Um… how about put the toilet lid down *before* washing hands? Doing it afterwards just cancels out handwashing.
Mom at Last Loves Hot Mess Mom!!!
I love this post, so clever.
I also have a post on my website which is a letter to my adopted sons, which you can find at http://www.momatlast.com under the What is a Mom at Last in the Watch my Boys Grow Section! <3 Every Mom has a Journey and that journey can sometimes we a hot mess!!! <3
I laughed so loud and so hard, the kids came in to check on me, and found me crying at my computer! Thank you for the glimpse of what takes place inside the male psyche. The toilet talk was hilarious! Can’t wait for more….HMM and Squeak should write a post together!
Why is it so hard??? All I do is scrub grout…..

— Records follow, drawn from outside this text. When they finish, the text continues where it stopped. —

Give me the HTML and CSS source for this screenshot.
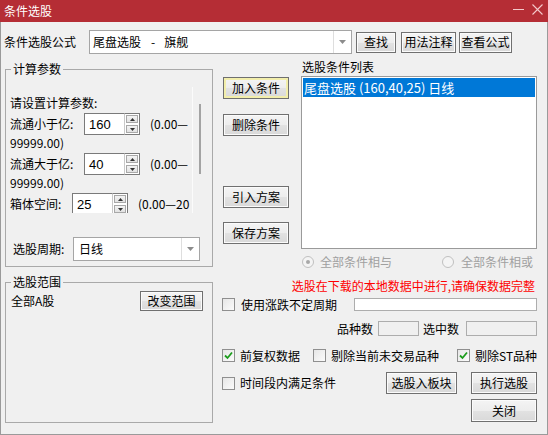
FILE: index.html
```html
<!DOCTYPE html>
<html>
<head>
    <meta charset="utf-8">
    <title>条件选股</title>
    <link rel="stylesheet" href="styles.css">
</head>
<body>
    <div class="window">
        <div class="titlebar">
            <span class="title">条件选股</span>
            <svg class="tb-min" width="11" height="22" viewBox="0 0 11 22"><line x1="0" y1="9.5" x2="11" y2="9.5" stroke="#f3c9cb" stroke-width="1"/></svg>
            <svg class="tb-close" width="11" height="22" viewBox="0 0 11 22"><path d="M0.5 4.5 L10.5 14.5 M10.5 4.5 L0.5 14.5" stroke="#f3c9cb" stroke-width="1.1" fill="none"/></svg>
        </div>

        <div class="toprow">
            <span class="lbl-formula">条件选股公式</span>
            <div class="combo combo-formula">
                <span class="combo-text">尾盘选股<span class="dash">-</span>旗舰</span>
                <span class="combo-btn"><svg width="7" height="4" viewBox="0 0 7 4"><path d="M0 0 H7 L3.5 4 Z" fill="#8c8c8c"/></svg></span>
            </div>
            <button class="btn btn-find">查找</button>
            <button class="btn btn-note">用法注释</button>
            <button class="btn btn-view">查看公式</button>
        </div>

        <div class="main">
            <div class="leftcol">
                <fieldset class="group g-params">
                    <legend>计算参数</legend>
                    <div class="params">
                        <div class="viewport">
                            <div class="p-line">请设置计算参数:</div>
                            <div class="p-row">
                                <span class="p-lbl w74">流通小于亿:</span>
                                <span class="spin"><span class="spin-val">160</span><span class="spin-btns"><span class="sb"><svg width="5" height="3" viewBox="0 0 5 3"><path d="M0 3 H5 L2.5 0 Z" fill="#333"/></svg></span><span class="sb"><svg width="5" height="3" viewBox="0 0 5 3"><path d="M0 0 H5 L2.5 3 Z" fill="#333"/></svg></span></span></span>
                                <span class="p-range">(0.00—</span>
                            </div>
                            <div class="p-line">99999.00)</div>
                            <div class="p-row">
                                <span class="p-lbl w74">流通大于亿:</span>
                                <span class="spin"><span class="spin-val">40</span><span class="spin-btns"><span class="sb"><svg width="5" height="3" viewBox="0 0 5 3"><path d="M0 3 H5 L2.5 0 Z" fill="#333"/></svg></span><span class="sb"><svg width="5" height="3" viewBox="0 0 5 3"><path d="M0 0 H5 L2.5 3 Z" fill="#333"/></svg></span></span></span>
                                <span class="p-range">(0.00—</span>
                            </div>
                            <div class="p-line">99999.00)</div>
                            <div class="p-row">
                                <span class="p-lbl w62">箱体空间:</span>
                                <span class="spin"><span class="spin-val">25</span><span class="spin-btns"><span class="sb"><svg width="5" height="3" viewBox="0 0 5 3"><path d="M0 3 H5 L2.5 0 Z" fill="#333"/></svg></span><span class="sb"><svg width="5" height="3" viewBox="0 0 5 3"><path d="M0 0 H5 L2.5 3 Z" fill="#333"/></svg></span></span></span>
                                <span class="p-range">(0.00—20</span>
                            </div>
                        </div>
                        <div class="vscroll"><div class="thumb"></div></div>
                    </div>
                    <div class="period-row">
                        <span class="period-lbl">选股周期:</span>
                        <div class="combo combo-period">
                            <span class="combo-text">日线</span>
                            <span class="combo-btn"><svg width="7" height="4" viewBox="0 0 7 4"><path d="M0 0 H7 L3.5 4 Z" fill="#8c8c8c"/></svg></span>
                        </div>
                    </div>
                </fieldset>

                <fieldset class="group g-range">
                    <legend>选股范围</legend>
                    <div class="range-body">
                        <div class="range-row">
                            <span>全部A股</span>
                            <button class="btn btn-range">改变范围</button>
                        </div>
                    </div>
                </fieldset>
            </div>

            <div class="rightcol">
                <div class="upper">
                    <div class="btncol">
                        <button class="btn btn-side btn-default">加入条件</button>
                        <button class="btn btn-side btn-del">删除条件</button>
                        <button class="btn btn-side btn-import">引入方案</button>
                        <button class="btn btn-side btn-save">保存方案</button>
                    </div>
                    <div class="listcol">
                        <div class="list-label">选股条件列表</div>
                        <div class="listbox">
                            <div class="list-item selected">尾盘选股 (160,40,25) 日线</div>
                        </div>
                        <div class="radios">
                            <span class="radio checked"></span><span class="radio-text">全部条件相与</span>
                            <span class="radio radio-or"></span><span class="radio-text">全部条件相或</span>
                        </div>
                    </div>
                </div>

                <div class="notice">选股在下载的本地数据中进行,请确保数据完整</div>

                <div class="row row-period">
                    <span class="cb"></span><span class="cb-text">使用涨跌不定周期</span>
                    <span class="field field-period"></span>
                </div>

                <div class="row row-counts">
                    <span>品种数</span><span class="field field-count"></span>
                    <span class="lbl-sel">选中数</span><span class="field field-sel"></span>
                </div>

                <div class="row row-checks">
                    <span class="chk-item w91"><span class="cb checked"><svg width="11" height="11" viewBox="0 0 11 11"><path d="M2 5.5 L4.5 8 L9 2.5" stroke="#1c9c1c" stroke-width="1.8" fill="none"/></svg></span><span class="cb-text">前复权数据</span></span>
                    <span class="chk-item w144"><span class="cb"></span><span class="cb-text">剔除当前未交易品种</span></span>
                    <span class="chk-item"><span class="cb checked"><svg width="11" height="11" viewBox="0 0 11 11"><path d="M2 5.5 L4.5 8 L9 2.5" stroke="#1c9c1c" stroke-width="1.8" fill="none"/></svg></span><span class="cb-text">剔除ST品种</span></span>
                </div>

                <div class="row row-actions">
                    <span class="cb"></span><span class="cb-text">时间段内满足条件</span>
                    <button class="btn btn-block">选股入板块</button>
                    <button class="btn btn-run">执行选股</button>
                </div>

                <div class="row row-close">
                    <button class="btn btn-close">关闭</button>
                </div>
            </div>
        </div>
    </div>
</body>
</html>
```

FILE: styles.css
```css
body { margin: 0; background: #f0f0f0; font: 12px/14px "Noto Sans CJK SC", "Liberation Sans", sans-serif; color: #000; }
.window {
    width: 548px;
    height: 435px;
    box-sizing: border-box;
    background: #f0f0f0;
    border: 1px solid #9a9a9a;
    border-top: none;
}

/* title bar */
.titlebar {
    display: flex;
    align-items: center;
    height: 22px;
    margin: 0 -1px;
    padding: 0 5px 0 4px;
    background: #b52d35;
}
.title { color: #fff; font-size: 12px; line-height: 22px; }
.tb-min { margin-left: auto; }
.tb-close { margin-left: 8px; }

/* buttons */
.btn {
    box-sizing: border-box;
    height: 21px;
    padding: 0;
    border: 1px solid #707070;
    border-radius: 0;
    background: linear-gradient(#f4f4f4 0%, #ededed 50%, #e2e2e2 51%, #d9d9d9 100%);
    box-shadow: inset 0 0 0 1px #fbfbfb;
    font: 12px/14px "Noto Sans CJK SC", "Liberation Sans", sans-serif;
    color: #000;
    flex: none;
}
.btn-default { box-shadow: inset 0 0 0 2px #f2eeab; border-color: #6f6f6f; }

/* combo */
.combo {
    display: flex;
    box-sizing: border-box;
    height: 24px;
    background: #fff;
    border: 1px solid #a5a5a5;
    flex: none;
}
.combo-text { flex: 1; line-height: 22px; padding-left: 3px; }
.dash { margin: 0 9px 0 10px; }
.combo-btn {
    width: 17px;
    border-left: 1px solid #dedede;
    display: flex;
    align-items: center;
    justify-content: center;
}

/* top row */
.toprow {
    display: flex;
    align-items: center;
    height: 24px;
    margin-top: 8px;
    padding-left: 3px;
}
.lbl-formula { width: 85px; flex: none; }
.combo-formula { width: 263px; }
.btn-find { width: 40px; margin-left: 4px; }
.btn-note { width: 55px; margin-left: 5px; }
.btn-view { width: 53px; margin-left: 3px; }

.main { display: flex; padding-left: 4px; }
.leftcol { width: 208px; flex: none; }

/* group boxes */
.group {
    box-sizing: border-box;
    width: 208px;
    min-width: 0;
    margin: 8px 0 0;
    padding: 0;
    border: 1px solid #a9a9a9;
}
.group legend { margin-left: 5px; padding: 0 2px; line-height: 14px; }
.g-params { padding-bottom: 5px; }

.params { display: flex; margin-top: 11px; height: 126px; }
.viewport {
    box-sizing: border-box;
    width: 187px;
    height: 126px;
    padding: 8px 0 0 4px;
    border-right: 1px solid #fbfbfb;
    overflow: hidden;
    white-space: nowrap;
}
.p-line { height: 16px; line-height: 16px; }
.p-row { display: flex; align-items: center; height: 22px; margin-top: 2px; }
.p-lbl { flex: none; }
.w74 { width: 74px; }
.w62 { width: 62px; }
.spin { display: flex; height: 22px; flex: none; }
.spin-val {
    box-sizing: border-box;
    width: 40px;
    padding: 4px 0 0 4px;
    background: #fff;
    border: 1px solid #7a7a7a;
    border-right: none;
    font: 13px/14px "Liberation Sans", sans-serif;
}
.spin-btns {
    box-sizing: border-box;
    width: 16px;
    display: flex;
    flex-direction: column;
    border: 1px solid #7a7a7a;
    border-left: 1px solid #c8c8c8;
    background: #fff;
}
.sb {
    flex: 1;
    display: flex;
    align-items: center;
    justify-content: center;
    margin: 1px;
    border: 1px solid #a8a8a8;
    background: linear-gradient(#f4f4f4, #e2e2e2);
}
.p-range { margin-left: 10px; flex: none; }
.vscroll { width: 2px; margin-left: 6px; }
.thumb { height: 70px; margin-top: 17px; background: #a3a3a3; }

.period-row { display: flex; align-items: center; height: 24px; margin-top: 24px; padding-left: 7px; }
.period-lbl { width: 60px; flex: none; }
.combo-period { width: 127px; }
.combo-period .combo-text { padding-left: 5px; }

.range-body { box-sizing: border-box; height: 133px; padding: 2px 9px 0 5px; }
.range-row { display: flex; align-items: center; justify-content: space-between; height: 20px; }
.btn-range { width: 63px; height: 20px; }

/* right side */
.rightcol { width: 315px; flex: none; margin-left: 9px; }
.upper { display: flex; }
.btncol { display: flex; flex-direction: column; width: 66px; margin-left: 1px; padding-top: 23px; }
.btn-side { width: 66px; height: 22px; }
.btn-del { margin-top: 15px; }
.btn-import { margin-top: 50px; }
.btn-save { margin-top: 14px; }
.listcol { width: 236px; margin-left: 12px; }
.list-label { padding: 6px 0 0 1px; line-height: 14px; }
.listbox {
    box-sizing: border-box;
    height: 173px;
    margin-top: 2px;
    padding: 1px;
    background: #fff;
    border: 1px solid #9a9a9a;
}
.list-item { height: 19px; line-height: 19px; padding-left: 1px; font-size: 13px; white-space: nowrap; }
.list-item.selected { background: #0078d7; color: #fff; }

.radios { display: flex; align-items: center; height: 14px; margin-top: 6px; padding-left: 1px; color: #a0a0a0; }
.radio {
    box-sizing: border-box;
    width: 12px;
    height: 12px;
    border: 1px solid #c0c0c0;
    border-radius: 50%;
    background: #f4f4f4;
    display: flex;
    align-items: center;
    justify-content: center;
    flex: none;
}
.radio.checked::after { content: ""; width: 4px; height: 4px; border-radius: 50%; background: #a8a8a8; }
.radio-text { margin-left: 6px; }
.radio-or { margin-left: 50px; }
.radio-or + .radio-text { margin-left: 7px; }

.notice { margin-top: 10px; padding-right: 2px; line-height: 14px; text-align: right; color: #ff0000; white-space: nowrap; }

.row { display: flex; align-items: center; white-space: nowrap; }
.cb {
    box-sizing: border-box;
    width: 13px;
    height: 13px;
    border: 1px solid #8f8f8f;
    background: linear-gradient(135deg, #e6e6e6, #fbfbfb);
    display: flex;
    align-items: center;
    justify-content: center;
    flex: none;
}
.cb-text { margin-left: 5px; }
.row-period { height: 13px; margin-top: 5px; }
.row-period .cb-text { margin-left: 6px; }
.field { box-sizing: border-box; height: 13px; border: 1px solid #adadad; flex: none; }
.field-period { width: 183px; margin-left: auto; background: #fff; }
.row-counts { height: 15px; margin-top: 10px; justify-content: flex-end; }
.field-count { width: 41px; height: 15px; margin-left: 5px; }
.lbl-sel { margin-left: 4px; }
.field-sel { width: 71px; height: 15px; margin-left: 7px; }
.row-checks { height: 13px; margin-top: 13px; }
.chk-item { display: flex; align-items: center; flex: none; }
.w91 { width: 91px; }
.w144 { width: 144px; }
.row-actions { height: 22px; margin-top: 10px; }
.btn-block { width: 71px; height: 22px; margin-left: auto; }
.btn-run { width: 66px; height: 22px; margin-left: 14px; }
.row-close { height: 23px; margin-top: 5px; justify-content: flex-end; }
.btn-close { width: 66px; height: 23px; }
```
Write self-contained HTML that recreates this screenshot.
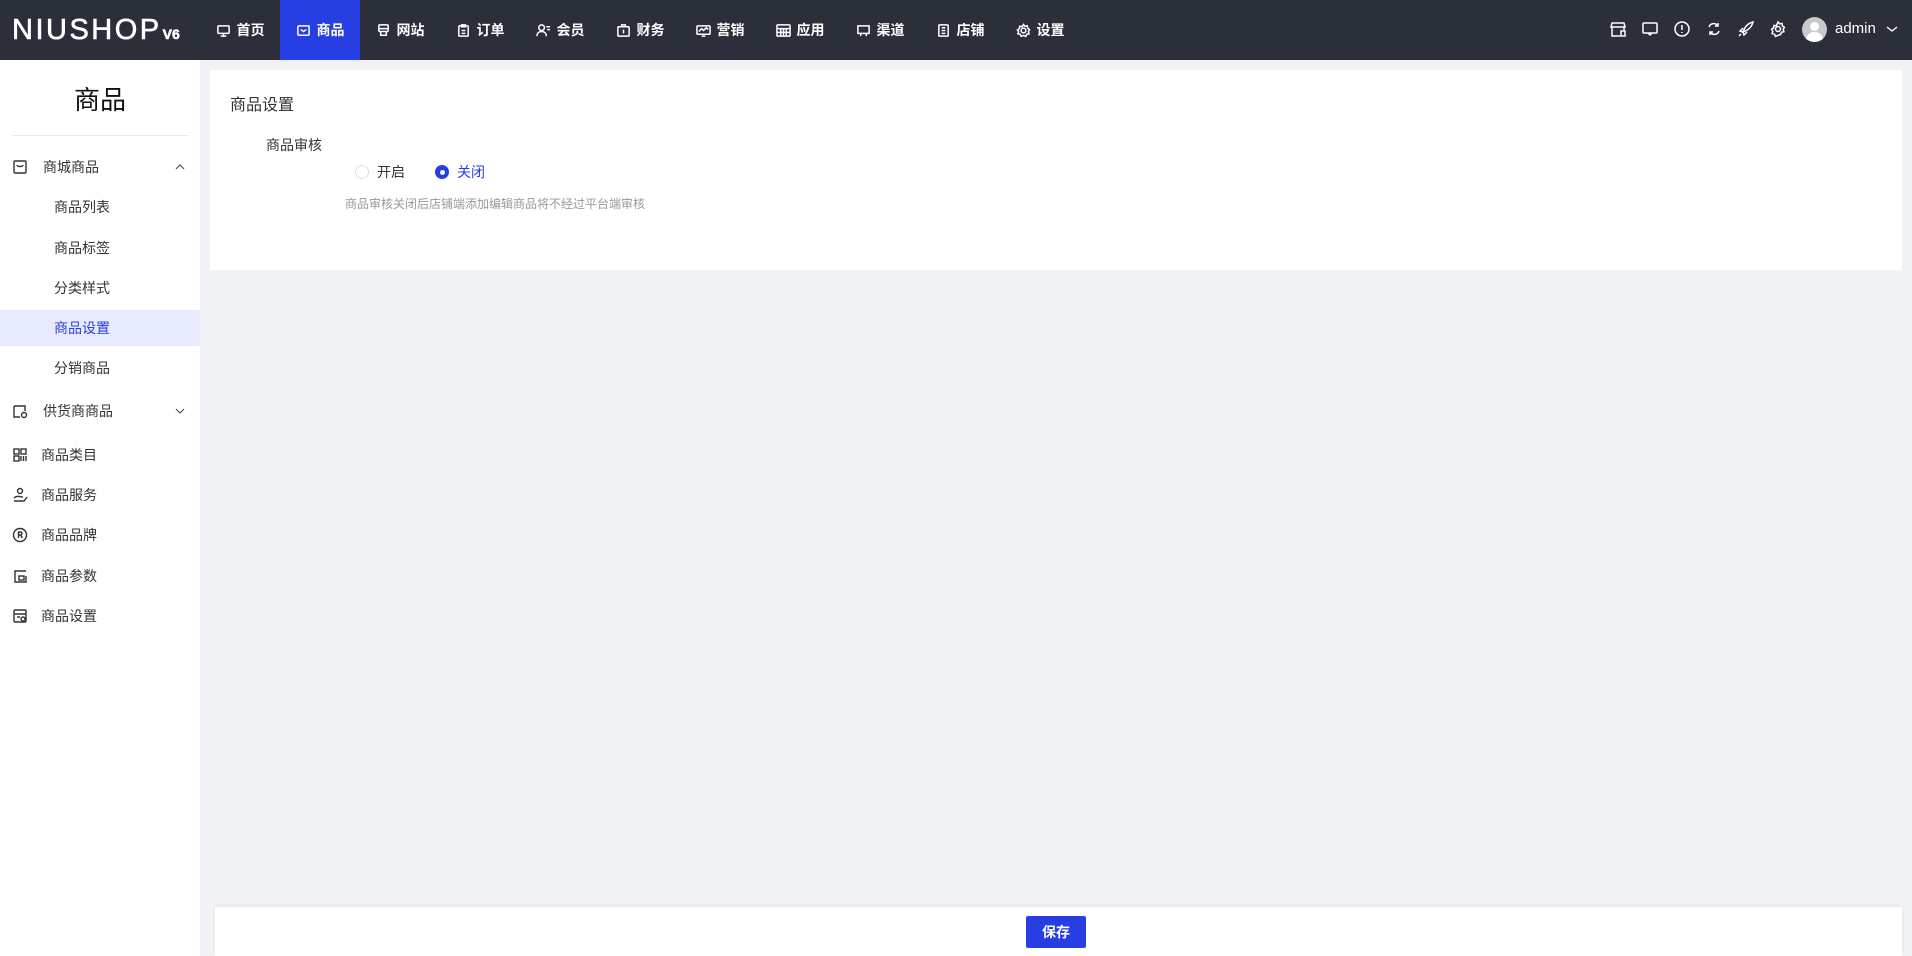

Could you create a large printable for me to hang in my bathroom? Please?
These are awesome! Thanks for linking up to finding the funny!
Anna
Yes, one would think something so natural would be a lot less complex, right? And I’m totally stealing assquake.
Just found your blog and it is now on the top of my favs….especially this post!
Why Thank you! And welcome to the absurdity that is my life
I’ll print this out and add it to the contract my kid has to sign as soon as he learns to read. Hilarious – brown trout? OMgosh.
That is hysterical and I can’t believe you have all that “boy” lingo mastered. The brown trout??? God help me if I ever have boys.
Thanks for the suggestions. I’m tired of having to don shoes early in the morning so I don’t stand in a puddle.
Love this website, you always make me laugh
And, these are definitely going up on the cabinet above the toilet, in bright colored pretty letters.
These suggestions are great for teen boys, too. Might as well post them up while they are young and leave them there until they head out on their own.
yup.. my plan is to laminate ( due to spray) and keep until my boys have their own children.
You forgot the line that I yell at my boys at least 10 times a week:
“It’s a penis NOT a sword”
and also
“One at a time, you can not pee into the same toilet… one of you always ends up soaking wet”
and last
“DAMN IT! My butt is soaked! LIFT THE SEAT WHEN YOU PEE.”